◆ Required work ◆
Every entry below should be printed exactly, without its images.

[Stored records]
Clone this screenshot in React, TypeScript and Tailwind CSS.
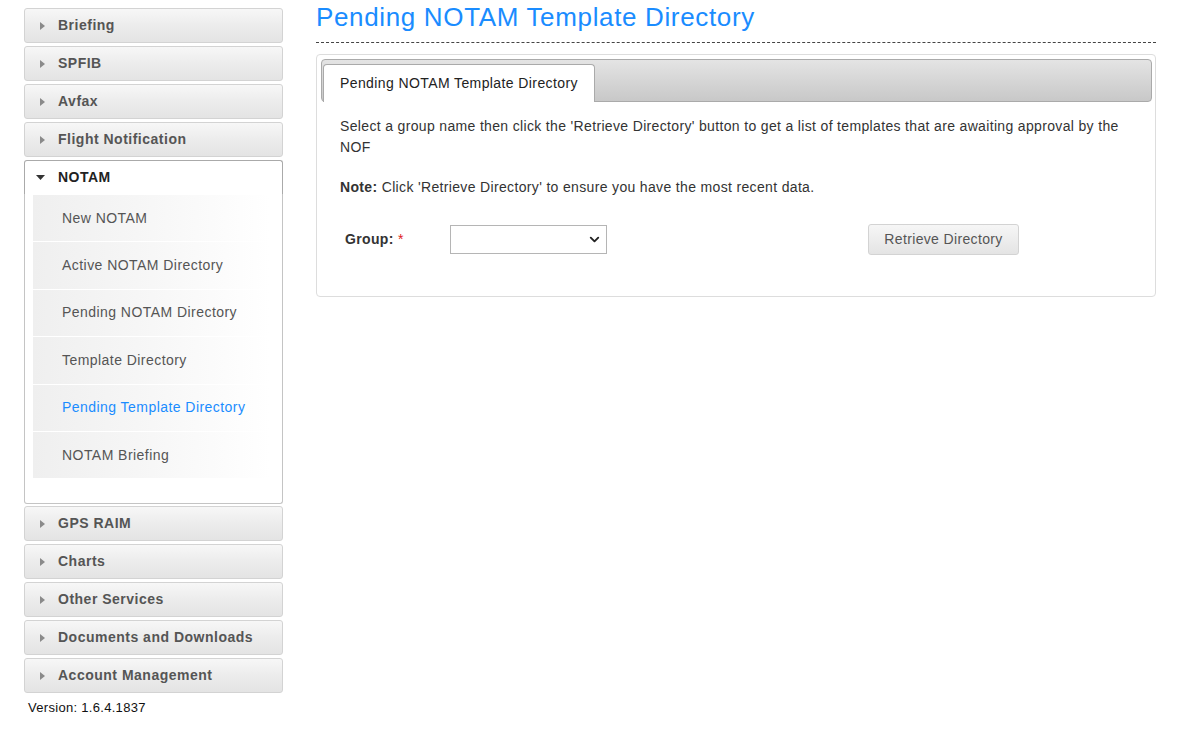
import { ChevronDown } from "lucide-react";

const TOP_SECTIONS = ["Briefing", "SPFIB", "Avfax", "Flight Notification"];
const BOTTOM_SECTIONS = [
  "GPS RAIM",
  "Charts",
  "Other Services",
  "Documents and Downloads",
  "Account Management",
];

const NOTAM_LINKS = [
  "New NOTAM",
  "Active NOTAM Directory",
  "Pending NOTAM Directory",
  "Template Directory",
  "Pending Template Directory",
  "NOTAM Briefing",
];

const ACTIVE_LINK = "Pending Template Directory";

function TriangleRight() {
  return (
    <svg width="5" height="8" viewBox="0 0 5 8" aria-hidden="true">
      <polygon points="0,0 5,4 0,8" fill="#8a8a8a" />
    </svg>
  );
}

function TriangleDown() {
  return (
    <svg width="9" height="5" viewBox="0 0 9 5" aria-hidden="true">
      <polygon points="0,0 9,0 4.5,5" fill="#333333" />
    </svg>
  );
}

function SectionHeader({ label }: { label: string }) {
  return (
    <div className="mb-[3px] flex h-[35px] items-center rounded-[3px] border border-[#d3d3d3] bg-gradient-to-b from-[#f7f7f7] via-[#ececec] to-[#e4e4e4] pl-[15px]">
      <span className="flex w-[18px] items-center">
        <TriangleRight />
      </span>
      <span className="text-[14px] font-bold tracking-[0.5px] text-[#555555]">{label}</span>
    </div>
  );
}

function NotamSection() {
  return (
    <div className="mb-[2px]">
      <div className="flex h-[34px] items-center rounded-t-[3px] border border-b-0 border-[#aaaaaa] bg-white pl-[11px]">
        <span className="flex w-[22px] items-center">
          <TriangleDown />
        </span>
        <span className="text-[14px] font-bold tracking-[0.5px] text-[#222222]">NOTAM</span>
      </div>
      <div className="rounded-b-[3px] border border-t-0 border-[#c4c4c4] bg-white pb-[24px] pl-[8px] pr-[12px] pt-[1px]">
        {NOTAM_LINKS.map((link) => (
          <div
            key={link}
            className="mb-px flex h-[46.4px] items-center bg-gradient-to-r from-[#efefef] to-white pl-[29px]"
          >
            <span
              className={
                link === ACTIVE_LINK
                  ? "text-[14px] tracking-[0.45px] text-[#1a8cff]"
                  : "text-[14px] tracking-[0.45px] text-[#555555]"
              }
            >
              {link}
            </span>
          </div>
        ))}
      </div>
    </div>
  );
}

export default function App() {
  return (
    <div className="flex min-h-[732px] bg-white pl-[24px] pt-[8px] font-['Liberation_Sans',Arial,sans-serif]">
      <aside className="w-[259px] shrink-0">
        {TOP_SECTIONS.map((s) => (
          <SectionHeader key={s} label={s} />
        ))}
        <NotamSection />
        {BOTTOM_SECTIONS.map((s) => (
          <SectionHeader key={s} label={s} />
        ))}
        <p className="mt-[5px] pl-[4px] text-[13px] tracking-[0.3px] text-[#111111]">
          Version: 1.6.4.1837
        </p>
      </aside>

      <main className="ml-[33px] -mt-[8px] w-[840px]">
        <h1 className="pt-[1px] text-[26px] leading-[32px] tracking-[0.65px] text-[#1a8cff]">
          Pending NOTAM Template Directory
        </h1>
        <div className="mt-[9px] border-t border-dashed border-[#444444]" />

        <section className="mt-[11px] rounded-[4px] border border-[#dddddd] pl-[4px] pr-[3px] pt-[4px]">
          <div className="flex h-[43px] items-end rounded-[4px] border border-[#aaaaaa] bg-gradient-to-b from-[#e4e4e4] to-[#c8c8c8] pl-[1px]">
            <div className="-mb-px flex h-[38px] items-center rounded-t-[4px] border border-b-0 border-[#aaaaaa] bg-white px-[16px] text-[14px] tracking-[0.4px] text-[#222222]">
              Pending NOTAM Template Directory
            </div>
          </div>

          <div className="pb-[41px] pl-[19px] pr-[20px] pt-[14px] text-[14px] leading-[21px] tracking-[0.34px] text-[#333333]">
            <p>
              Select a group name then click the 'Retrieve Directory' button to get a list of
              templates that are awaiting approval by the NOF
            </p>
            <p className="mt-[19px]">
              <span className="font-bold">Note:</span> Click 'Retrieve Directory' to ensure you
              have the most recent data.
            </p>

            <div className="mt-[26px] flex items-center">
              <label className="w-[110px] pl-[5px] font-bold text-[#333333]">
                Group: <span className="font-normal text-[#e02020]">*</span>
              </label>
              <div className="flex h-[29px] w-[157px] items-center justify-end border border-[#b5b5b5] bg-white pr-[4px]">
                <ChevronDown size={15} strokeWidth={3} color="#222222" />
              </div>
              <button
                type="button"
                className="ml-[261px] h-[31px] w-[151px] rounded-[3px] border border-[#d3d3d3] bg-gradient-to-b from-[#f6f6f6] to-[#e4e4e4] text-[14px] tracking-[0.35px] text-[#555555]"
              >
                Retrieve Directory
              </button>
            </div>
          </div>
        </section>
      </main>
    </div>
  );
}
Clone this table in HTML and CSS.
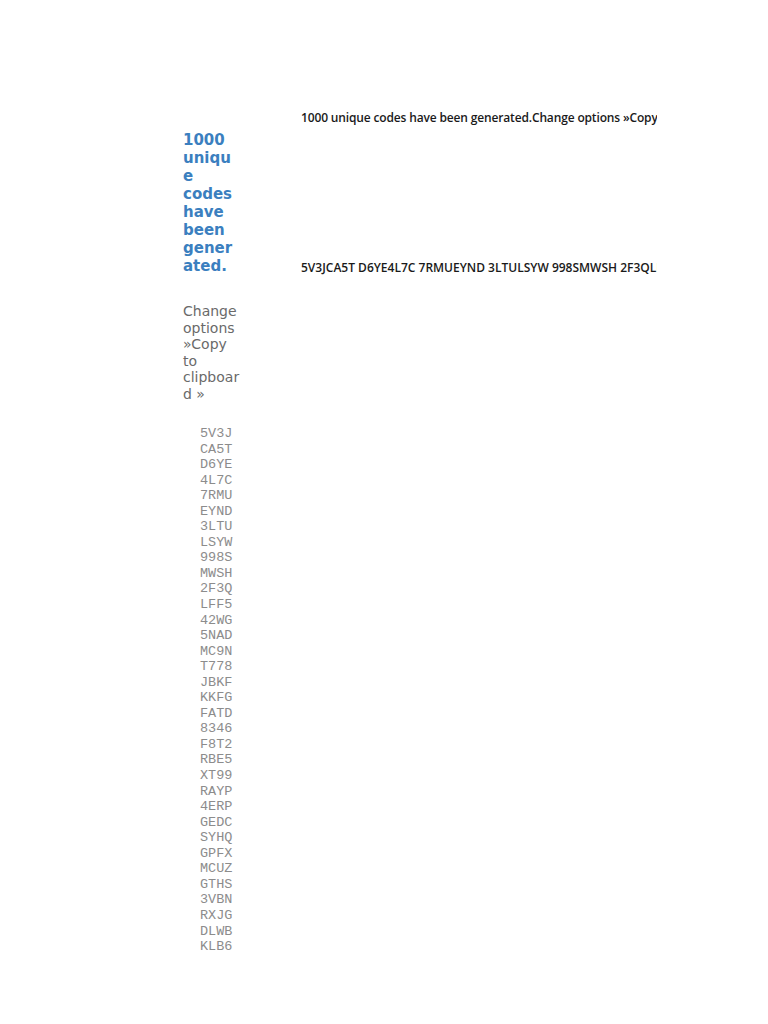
FILE: index.html
```html
<!DOCTYPE html>
<html>
<head>
<meta charset="utf-8">
<link rel="stylesheet" href="styles.css">
</head>
<body>
<div class="page">
  <div class="left">
    <h1 class="title">1000 unique codes have been generated.</h1>
    <p class="links">Change options »Copy to clipboard »</p>
    <p class="codes">5V3JCA5T D6YE4L7C 7RMUEYND 3LTULSYW 998SMWSH 2F3QLFF5 42WG5NAD MC9NT778 JBKFKKFG FATD8346 F8T2RBE5 XT99RAYP 4ERPGEDC SYHQGPFX MCUZGTHS 3VBNRXJG DLWBKLB6</p>
  </div>
  <div class="right">
    <p class="r-title">1000 unique codes have been generated.Change options »Copy to clipboard »</p>
    <p class="r-codes">5V3JCA5T D6YE4L7C 7RMUEYND 3LTULSYW 998SMWSH 2F3QLFF5 42WG5NAD MC9NT778 JBKFKKFG</p>
  </div>
</div>
</body>
</html>
```
FILE: styles.css
```css
html, body {
  margin: 0;
  padding: 0;
  background: #ffffff;
}
.page {
  display: flex;
  align-items: flex-start;
  padding: 110px 0 0 183px;
}
.left {
  width: 57px;
  flex-shrink: 0;
  margin-top: 21px;
  overflow-wrap: anywhere;
}
.title {
  margin: 0;
  font-family: "DejaVu Sans", sans-serif;
  font-weight: bold;
  font-size: 15px;
  line-height: 18px;
  color: #3b7fbf;
}
.links {
  margin: 28px 0 0;
  font-family: "DejaVu Sans", sans-serif;
  font-size: 14px;
  line-height: 16.5px;
  color: #6a6a6a;
}
.codes {
  margin: 24px 0 0 17px;
  width: 38px;
  word-break: break-all;
  font-family: "Liberation Mono", monospace;
  font-size: 13.5px;
  line-height: 15.55px;
  color: #8c8c8c;
}
.right {
  margin-left: 61px;
  width: 356px;
  flex-shrink: 0;
  overflow: hidden;
  white-space: nowrap;
  font-family: "Open Sans", sans-serif;
  font-weight: 600;
  color: #1a1a1a;
}
.r-title {
  margin: 0;
  font-size: 12px;
  line-height: 16px;
  letter-spacing: -0.15px;
}
.r-codes {
  margin: 134px 0 0;
  font-size: 12px;
  line-height: 16px;
}
```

◆ Written response ◆
Clone this screenshot in React, TypeScript and Tailwind CSS.
import { ChevronDown } from "lucide-react";

const TOP_SECTIONS = ["Briefing", "SPFIB", "Avfax", "Flight Notification"];
const BOTTOM_SECTIONS = [
  "GPS RAIM",
  "Charts",
  "Other Services",
  "Documents and Downloads",
  "Account Management",
];

const NOTAM_LINKS = [
  "New NOTAM",
  "Active NOTAM Directory",
  "Pending NOTAM Directory",
  "Template Directory",
  "Pending Template Directory",
  "NOTAM Briefing",
];

const ACTIVE_LINK = "Pending Template Directory";

function TriangleRight() {
  return (
    <svg width="5" height="8" viewBox="0 0 5 8" aria-hidden="true">
      <polygon points="0,0 5,4 0,8" fill="#8a8a8a" />
    </svg>
  );
}

function TriangleDown() {
  return (
    <svg width="9" height="5" viewBox="0 0 9 5" aria-hidden="true">
      <polygon points="0,0 9,0 4.5,5" fill="#333333" />
    </svg>
  );
}

function SectionHeader({ label }: { label: string }) {
  return (
    <div className="mb-[3px] flex h-[35px] items-center rounded-[3px] border border-[#d3d3d3] bg-gradient-to-b from-[#f7f7f7] via-[#ececec] to-[#e4e4e4] pl-[15px]">
      <span className="flex w-[18px] items-center">
        <TriangleRight />
      </span>
      <span className="text-[14px] font-bold tracking-[0.5px] text-[#555555]">{label}</span>
    </div>
  );
}

function NotamSection() {
  return (
    <div className="mb-[2px]">
      <div className="flex h-[34px] items-center rounded-t-[3px] border border-b-0 border-[#aaaaaa] bg-white pl-[11px]">
        <span className="flex w-[22px] items-center">
          <TriangleDown />
        </span>
        <span className="text-[14px] font-bold tracking-[0.5px] text-[#222222]">NOTAM</span>
      </div>
      <div className="rounded-b-[3px] border border-t-0 border-[#c4c4c4] bg-white pb-[24px] pl-[8px] pr-[12px] pt-[1px]">
        {NOTAM_LINKS.map((link) => (
          <div
            key={link}
            className="mb-px flex h-[46.4px] items-center bg-gradient-to-r from-[#efefef] to-white pl-[29px]"
          >
            <span
              className={
                link === ACTIVE_LINK
                  ? "text-[14px] tracking-[0.45px] text-[#1a8cff]"
                  : "text-[14px] tracking-[0.45px] text-[#555555]"
              }
            >
              {link}
            </span>
          </div>
        ))}
      </div>
    </div>
  );
}

export default function App() {
  return (
    <div className="flex min-h-[732px] bg-white pl-[24px] pt-[8px] font-['Liberation_Sans',Arial,sans-serif]">
      <aside className="w-[259px] shrink-0">
        {TOP_SECTIONS.map((s) => (
          <SectionHeader key={s} label={s} />
        ))}
        <NotamSection />
        {BOTTOM_SECTIONS.map((s) => (
          <SectionHeader key={s} label={s} />
        ))}
        <p className="mt-[5px] pl-[4px] text-[13px] tracking-[0.3px] text-[#111111]">
          Version: 1.6.4.1837
        </p>
      </aside>

      <main className="ml-[33px] -mt-[8px] w-[840px]">
        <h1 className="pt-[1px] text-[26px] leading-[32px] tracking-[0.65px] text-[#1a8cff]">
          Pending NOTAM Template Directory
        </h1>
        <div className="mt-[9px] border-t border-dashed border-[#444444]" />

        <section className="mt-[11px] rounded-[4px] border border-[#dddddd] pl-[4px] pr-[3px] pt-[4px]">
          <div className="flex h-[43px] items-end rounded-[4px] border border-[#aaaaaa] bg-gradient-to-b from-[#e4e4e4] to-[#c8c8c8] pl-[1px]">
            <div className="-mb-px flex h-[38px] items-center rounded-t-[4px] border border-b-0 border-[#aaaaaa] bg-white px-[16px] text-[14px] tracking-[0.4px] text-[#222222]">
              Pending NOTAM Template Directory
            </div>
          </div>

          <div className="pb-[41px] pl-[19px] pr-[20px] pt-[14px] text-[14px] leading-[21px] tracking-[0.34px] text-[#333333]">
            <p>
              Select a group name then click the 'Retrieve Directory' button to get a list of
              templates that are awaiting approval by the NOF
            </p>
            <p className="mt-[19px]">
              <span className="font-bold">Note:</span> Click 'Retrieve Directory' to ensure you
              have the most recent data.
            </p>

            <div className="mt-[26px] flex items-center">
              <label className="w-[110px] pl-[5px] font-bold text-[#333333]">
                Group: <span className="font-normal text-[#e02020]">*</span>
              </label>
              <div className="flex h-[29px] w-[157px] items-center justify-end border border-[#b5b5b5] bg-white pr-[4px]">
                <ChevronDown size={15} strokeWidth={3} color="#222222" />
              </div>
              <button
                type="button"
                className="ml-[261px] h-[31px] w-[151px] rounded-[3px] border border-[#d3d3d3] bg-gradient-to-b from-[#f6f6f6] to-[#e4e4e4] text-[14px] tracking-[0.35px] text-[#555555]"
              >
                Retrieve Directory
              </button>
            </div>
          </div>
        </section>
      </main>
    </div>
  );
}
Clone this table in HTML and CSS.
FILE: index.html
```html
<!DOCTYPE html>
<html>
<head>
<meta charset="utf-8">
<link rel="stylesheet" href="styles.css">
</head>
<body>
<div class="page">
  <div class="left">
    <h1 class="title">1000 unique codes have been generated.</h1>
    <p class="links">Change options »Copy to clipboard »</p>
    <p class="codes">5V3JCA5T D6YE4L7C 7RMUEYND 3LTULSYW 998SMWSH 2F3QLFF5 42WG5NAD MC9NT778 JBKFKKFG FATD8346 F8T2RBE5 XT99RAYP 4ERPGEDC SYHQGPFX MCUZGTHS 3VBNRXJG DLWBKLB6</p>
  </div>
  <div class="right">
    <p class="r-title">1000 unique codes have been generated.Change options »Copy to clipboard »</p>
    <p class="r-codes">5V3JCA5T D6YE4L7C 7RMUEYND 3LTULSYW 998SMWSH 2F3QLFF5 42WG5NAD MC9NT778 JBKFKKFG</p>
  </div>
</div>
</body>
</html>
```
FILE: styles.css
```css
html, body {
  margin: 0;
  padding: 0;
  background: #ffffff;
}
.page {
  display: flex;
  align-items: flex-start;
  padding: 110px 0 0 183px;
}
.left {
  width: 57px;
  flex-shrink: 0;
  margin-top: 21px;
  overflow-wrap: anywhere;
}
.title {
  margin: 0;
  font-family: "DejaVu Sans", sans-serif;
  font-weight: bold;
  font-size: 15px;
  line-height: 18px;
  color: #3b7fbf;
}
.links {
  margin: 28px 0 0;
  font-family: "DejaVu Sans", sans-serif;
  font-size: 14px;
  line-height: 16.5px;
  color: #6a6a6a;
}
.codes {
  margin: 24px 0 0 17px;
  width: 38px;
  word-break: break-all;
  font-family: "Liberation Mono", monospace;
  font-size: 13.5px;
  line-height: 15.55px;
  color: #8c8c8c;
}
.right {
  margin-left: 61px;
  width: 356px;
  flex-shrink: 0;
  overflow: hidden;
  white-space: nowrap;
  font-family: "Open Sans", sans-serif;
  font-weight: 600;
  color: #1a1a1a;
}
.r-title {
  margin: 0;
  font-size: 12px;
  line-height: 16px;
  letter-spacing: -0.15px;
}
.r-codes {
  margin: 134px 0 0;
  font-size: 12px;
  line-height: 16px;
}
```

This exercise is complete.